Omit the pictures and print exactly the lines of the listing below, starting at the first and ending at the line containing "import React from 'react';".

==============================

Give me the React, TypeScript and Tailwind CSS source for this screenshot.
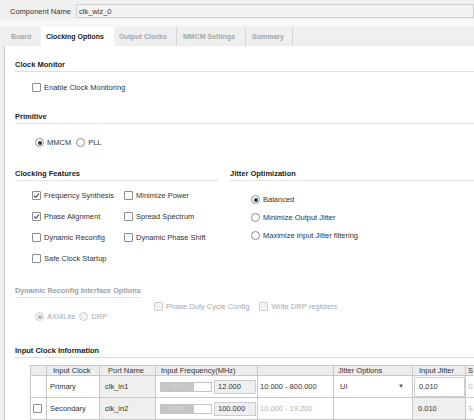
import React from 'react';

const Check = ({ checked = false, disabled = false }: { checked?: boolean; disabled?: boolean }) => (
  <span
    className={`w-[9px] h-[9px] shrink-0 rounded-[1px] border flex items-center justify-center ${
      disabled ? 'border-[#cfcfcf] bg-[#f3f3f3]' : 'border-[#8e8e8e] bg-white'
    }`}
  >
    {checked && (
      <svg width="7" height="7" viewBox="0 0 7 7">
        <path d="M1 3.6 L2.8 5.3 L6 1.5" fill="none" stroke="#333" strokeWidth="1.1" />
      </svg>
    )}
  </span>
);

const Radio = ({ checked = false, disabled = false }: { checked?: boolean; disabled?: boolean }) => (
  <span
    className={`w-[9px] h-[9px] shrink-0 rounded-full border flex items-center justify-center ${
      disabled ? 'border-[#cfcfcf] bg-[#f3f3f3]' : 'border-[#8e8e8e] bg-white'
    }`}
  >
    {checked && <span className={`w-[4px] h-[4px] rounded-full ${disabled ? 'bg-[#b5b5b5]' : 'bg-[#333]'}`}></span>}
  </span>
);

const Heading = ({ children, className = '' }: { children: React.ReactNode; className?: string }) => (
  <div className={`font-bold text-[#222] leading-[9px] pb-[2px] border-b border-[#dedede] ${className}`}>{children}</div>
);

const Opt = ({ children, gray = false }: { children: React.ReactNode; gray?: boolean }) => (
  <span className={`ml-[3px] ${gray ? 'text-[#a8a8a8]' : 'text-[#333]'}`}>{children}</span>
);

export default function App() {
  const tabs = [
    { label: 'Board', w: 'w-[33px] pl-[3px]', active: false },
    { label: 'Clocking Options', w: 'w-[73px] pl-[5px]', active: true },
    { label: 'Output Clocks', w: 'w-[62px] pl-[5px]', active: false },
    { label: 'MMCM Settings', w: 'w-[69px] pl-[6px] border-l border-[#d4d4d4]', active: false },
    { label: 'Summary', w: 'w-[48px] pl-[6px] border-l border-r border-[#d4d4d4]', active: false },
  ];

  return (
    <div
      className="w-[474px] h-[420px] overflow-hidden bg-[#f0f0f0] text-[7.5px] leading-[9px] text-[#333] flex flex-col"
      style={{ fontFamily: '"Liberation Sans", Arial, sans-serif' }}
    >
      {/* Component name */}
      <div className="flex items-center pt-[4px] h-[19px]">
        <span className="pl-[10px] w-[76px] text-[#333]">Component Name</span>
        <div className="flex-1 h-[14px] border border-[#cfcfcf] bg-[#f2f2f2] flex items-center pl-[2px]">clk_wiz_0</div>
      </div>
      <div className="h-[9px] bg-[#f7f7f7]"></div>

      {/* Tabs */}
      <div className="flex h-[19px] pl-[8px] bg-[#efefef] font-bold text-[7px]">
        {tabs.map(t => (
          <div
            key={t.label}
            className={`${t.w} flex items-center ${t.active ? 'bg-white text-[#222]' : 'text-[#a6a6a6]'}`}
          >
            {t.label}
          </div>
        ))}
      </div>

      {/* Content */}
      <div className="flex-1 ml-[4px] bg-white border-l border-[#c8c8c8] pl-[10px] pt-[14px]">
        <Heading>Clock Monitor</Heading>
        <div className="flex items-center h-[9px] mt-[11px] ml-[17px]">
          <Check />
          <Opt>Enable Clock Monitoring</Opt>
        </div>

        <Heading className="mt-[20px]">Primitive</Heading>
        <div className="flex items-center h-[9px] mt-[14px] ml-[20px]">
          <Radio checked />
          <Opt>MMCM</Opt>
          <span className="ml-[5px] flex items-center">
            <Radio />
            <Opt>PLL</Opt>
          </span>
        </div>

        <div className="flex mt-[22px]">
          <div className="w-[203px]">
            <Heading>Clocking Features</Heading>
            <div className="grid grid-cols-[92px_1fr] mt-[4px] ml-[17px]">
              {[
                ['Frequency Synthesis', true, 'Minimize Power', false],
                ['Phase Alignment', true, 'Spread Spectrum', false],
                ['Dynamic Reconfig', false, 'Dynamic Phase Shift', false],
                ['Safe Clock Startup', false, '', false],
              ].map(([a, ac, b, bc]) => (
                <React.Fragment key={a as string}>
                  <div className="h-[21px] flex items-center">
                    <Check checked={ac as boolean} />
                    <Opt>{a}</Opt>
                  </div>
                  <div className="h-[21px] flex items-center">
                    {b && (
                      <>
                        <Check checked={bc as boolean} />
                        <Opt>{b}</Opt>
                      </>
                    )}
                  </div>
                </React.Fragment>
              ))}
            </div>
          </div>
          <div className="flex-1 ml-[12px]">
            <Heading>Jitter Optimization</Heading>
            <div className="mt-[10px] ml-[21px] flex flex-col">
              {['Balanced', 'Minimize Output Jitter', 'Maximize Input Jitter filtering'].map((j, i) => (
                <div key={j} className="h-[17.6px] flex items-center">
                  <Radio checked={i === 0} />
                  <Opt>{j}</Opt>
                </div>
              ))}
            </div>
          </div>
        </div>

        <div className="mt-[17px] inline-block font-bold text-[#a0a0a0] leading-[9px] pb-[2px] border-b border-[#e2e2e2] text-[7.3px]">
          Dynamic Reconfig Interface Options
        </div>
        <div className="flex items-center h-[9px] mt-[4px] ml-[139px]">
          <Check disabled />
          <Opt gray>Phase Duty Cycle Config</Opt>
          <span className="ml-[10px] flex items-center">
            <Check disabled />
            <Opt gray>Write DRP registers</Opt>
          </span>
        </div>
        <div className="flex items-center h-[9px] mt-[1px] ml-[20px]">
          <Radio checked disabled />
          <Opt gray>AXI4Lite</Opt>
          <span className="ml-[4px] flex items-center">
            <Radio disabled />
            <Opt gray>DRP</Opt>
          </span>
        </div>

        <Heading className="mt-[25px] pb-[1px]">Input Clock Information</Heading>

        {/* Table */}
        <div className="mt-[7px] ml-[15px] border-l border-t border-[#c8c8c8] w-[500px]">
          <div className="flex h-[10px] bg-[#ededed] text-[#333]">
            <div className="w-[16px] border-r border-b border-[#c8c8c8]"></div>
            <div className="w-[53px] border-r border-b border-[#c8c8c8] pl-[6px] flex items-center">Input Clock</div>
            <div className="w-[56px] border-r border-b border-[#c8c8c8] pl-[8px] flex items-center">Port Name</div>
            <div className="w-[102px] border-r border-b border-[#c8c8c8] pl-[5px] flex items-center">Input Frequency(MHz)</div>
            <div className="w-[76px] border-r border-b border-[#c8c8c8]"></div>
            <div className="w-[79px] border-r border-b border-[#c8c8c8] pl-[4px] flex items-center">Jitter Options</div>
            <div className="w-[53px] border-r border-b border-[#c8c8c8] pl-[6px] flex items-center">Input Jitter</div>
            <div className="flex-1 border-b border-[#c8c8c8] pl-[2px] flex items-center">S</div>
          </div>
          {[
            { sel: false, name: 'Primary', port: 'clk_in1', val: '12.000', range: '10.000 - 800.000', first: true },
            { sel: true, name: 'Secondary', port: 'clk_in2', val: '100.000', range: '10.000 - 19.200', first: false },
          ].map(r => (
            <div key={r.name} className="flex h-[22px]">
              <div className="w-[16px] border-r border-b border-[#c8c8c8] flex items-center pl-[2px]">
                {r.sel && <Check />}
              </div>
              <div className="w-[53px] border-r border-b border-[#c8c8c8] pl-[3px] flex items-center">{r.name}</div>
              <div className="w-[56px] border-r border-b border-[#c8c8c8] bg-[#efefef] pl-[5px] flex items-center">{r.port}</div>
              <div className="w-[102px] border-r border-b border-[#c8c8c8] pl-[4px] flex items-center">
                <div className="w-[52px] h-[10px] border border-[#c4c4c4] bg-white flex">
                  <div className="w-[33px] h-full bg-[#c6c6c6] flex items-center justify-center text-[#d6d6d6] text-[6px]">XXX</div>
                </div>
                <div className="ml-[2px] w-[42px] h-[14px] border border-[#cdcdcd] bg-[#efefef] flex items-center pl-[3px]">{r.val}</div>
              </div>
              <div className={`w-[76px] border-r border-b border-[#c8c8c8] pl-[2px] flex items-center ${r.first ? 'text-[#333]' : 'text-[#b0b0b0]'}`}>
                {r.range}
              </div>
              <div className="w-[79px] border-r border-b border-[#c8c8c8] pl-[6px] pr-[8px] flex items-center justify-between">
                {r.first && (
                  <>
                    <span>UI</span>
                    <span className="text-[6px] text-[#555]">▼</span>
                  </>
                )}
              </div>
              <div className={`w-[53px] border-r border-b border-[#c8c8c8] flex items-center ${r.first ? 'bg-white' : 'bg-[#efefef]'}`}>
                {r.first ? (
                  <div className="w-[51px] h-[20px] border border-[#d0d0d0] ml-[1px] flex items-center pl-[4px]">0.010</div>
                ) : (
                  <span className="pl-[5px]">0.010</span>
                )}
              </div>
              <div className="flex-1 border-b border-[#c8c8c8] pl-[2px] flex items-center text-[#c0c0c0]">S</div>
            </div>
          ))}
        </div>
      </div>
    </div>
  );
}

==============================

◆ FINAL RESULT ◆
Give me the React, TypeScript and Tailwind CSS source for this screenshot.
import React from 'react';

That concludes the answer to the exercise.